ITR’s Dr. Abi Gewirtz involved with new book on parenting and military deployment

Since 9/11, more than 1 million parents have been deployed to war in Afghanistan and Iraq. For those parents, the difference between parenting before deployment and after returning home is stark — and not well studied

A new book co-edited by Dr. Abigail Gewirtz, Institute Director at ITR, examines crucial questions around parenting and military deployment in the 21st Century. Parenting and Children’s Resilience in Military Families, edited by Gewirtz and Adriana M. Youssef, explores questions like:

“How does deployment influence parenting? How is parenting of the at-home caregiver affected by the absence of the deployed parent?
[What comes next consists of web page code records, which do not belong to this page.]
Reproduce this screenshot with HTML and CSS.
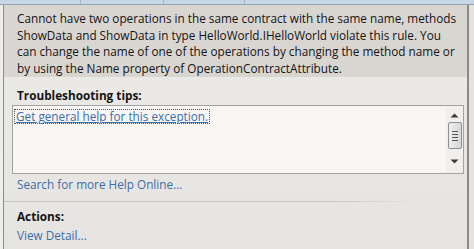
FILE: index.html
```html
<!DOCTYPE html>
<html>
<head>
<meta charset="utf-8">
<link rel="stylesheet" href="styles.css">
</head>
<body>
<div class="top"><span class="tab t1"></span><span class="tab t2"></span><span class="tab t3"></span></div>
<div class="shell">
  <div class="edge-l"></div>
  <div class="main">
    <div class="message">Cannot have two operations in the same contract with the same name, methods ShowData and ShowData in type HelloWorld.IHelloWorld violate this rule. You can change the name of one of the operations by changing the method name or by using the Name property of OperationContractAttribute.</div>
    <div class="lower">
      <div class="heading tips-title">Troubleshooting tips:</div>
      <div class="listbox">
        <div class="list-items">
          <a class="link focused" href="#">Get general help for this exception.</a>
        </div>
        <div class="scrollbar">
          <div class="arrow up"><svg width="9" height="5" viewBox="0 0 9 5"><path d="M0.5 4.5 L4.5 0.5 L8.5 4.5 Z" fill="#3c3c3c"/></svg></div>
          <div class="thumb"><span></span><span></span><span></span><span></span></div>
          <div class="track"></div>
          <div class="arrow down"><svg width="9" height="5" viewBox="0 0 9 5"><path d="M0.5 0.5 L4.5 4.5 L8.5 0.5 Z" fill="#3c3c3c"/></svg></div>
        </div>
      </div>
      <a class="link search" href="#">Search for more Help Online...</a>
      <div class="sep"></div>
      <div class="heading actions-title">Actions:</div>
      <a class="link view" href="#">View Detail...</a>
    </div>
  </div>
  <div class="edge-r"></div>
</div>
</body>
</html>
```
FILE: styles.css
```css
html, body {
  margin: 0;
  padding: 0;
  width: 474px;
  height: 249px;
  overflow: hidden;
  background: #e8e7e5;
  font-family: "Open Sans", "Noto Sans", sans-serif;
  font-size: 11.75px;
  color: #141414;
}
.top {
  height: 4px;
  background: #c8d7e7;
  border-bottom: 1px solid #98a2ad;
  display: flex;
}
.tab {
  height: 4px;
  border-right: 1px solid #aab8c6;
}
.t1 { width: 80px; }
.t2 { width: 82px; }
.t3 { width: 80px; }
.shell {
  display: flex;
  height: 244px;
}
.edge-l {
  width: 3px;
  background: #ededeb;
}
.edge-r {
  width: 5px;
  background: #e4e3e1;
}
.main {
  flex: 1;
  border-left: 1px solid #8e8e8e;
  border-right: 2px solid #8a8a8a;
  display: flex;
  flex-direction: column;
  min-width: 0;
}
.message {
  background: #d9d6d2;
  height: 72px;
  padding: 5px 8px 0 13px;
  box-sizing: border-box;
  line-height: 16.7px;
}
.lower {
  flex: 1;
  background: linear-gradient(#ebe9e6, #e6e4e1);
  display: flex;
  flex-direction: column;
}
.heading {
  font-weight: bold;
  padding-left: 13px;
  line-height: 16px;
}
.tips-title {
  margin-top: 10px;
}
.listbox {
  margin: 2px 3px 0 8px;
  height: 69px;
  box-sizing: border-box;
  border: 1px solid #a3a3a3;
  background: #f7f6f4;
  display: flex;
}
.list-items {
  flex: 1;
  padding: 2px 0 0 2px;
}
.link {
  color: #3a6ea8;
  text-decoration: none;
  line-height: 15px;
  align-self: flex-start;
}
.focused {
  text-decoration: underline;
  outline: 1px dotted #555;
  padding: 0 1px;
  display: inline-block;
  line-height: 13px;
}
.scrollbar {
  width: 17px;
  padding: 3px 0 5px;
  box-sizing: border-box;
  display: flex;
  flex-direction: column;
  align-items: center;
  background: #f0efed;
}
.arrow {
  height: 13px;
  display: flex;
  align-items: center;
  justify-content: center;
}
.thumb {
  width: 14px;
  height: 27px;
  box-sizing: border-box;
  border: 1px solid #8f8f8f;
  border-radius: 2px;
  background: linear-gradient(90deg, #eeeeec, #d8d7d5);
  display: flex;
  flex-direction: column;
  justify-content: center;
  align-items: center;
  gap: 2px;
}
.thumb span {
  width: 6px;
  height: 1px;
  background: #555;
}
.track { flex: 1; }
.search {
  margin: 3px 0 0 13px;
}
.sep {
  margin: 9px 50px 0 0;
  height: 1px;
  background: linear-gradient(90deg, #c7c5c2 80%, rgba(199,197,194,0));
}
.actions-title {
  margin-top: 6px;
}
.view {
  margin: 4px 0 0 13px;
}
```
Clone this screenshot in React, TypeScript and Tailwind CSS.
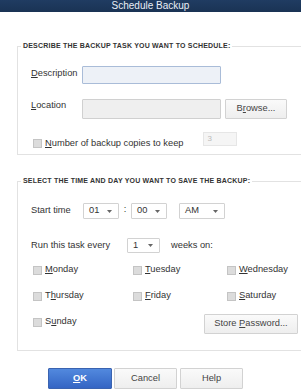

How might effective parenting at different child developmental stages mitigate children’s worries and fears about their deployed parent and promote healthy adjustment? How might the experience of motherhood be changed by military service in general and deployment in particular? How are deployed fathers influential for their children’s development and adjustment, and how can they be supported in these efforts? And, how might military parents transmit military cultural values, such as service, to their children?”

Gewirtz in a nationally recognized leader in research on trauma, resilience, parenting, and promoting children’s healthy development. Among her major research projects is the After Deployment, Adaptive Parenting Tools (ADAPT) program, which develops tools to support parenting and resilience among military families coping with the stress of deployment and reintegration.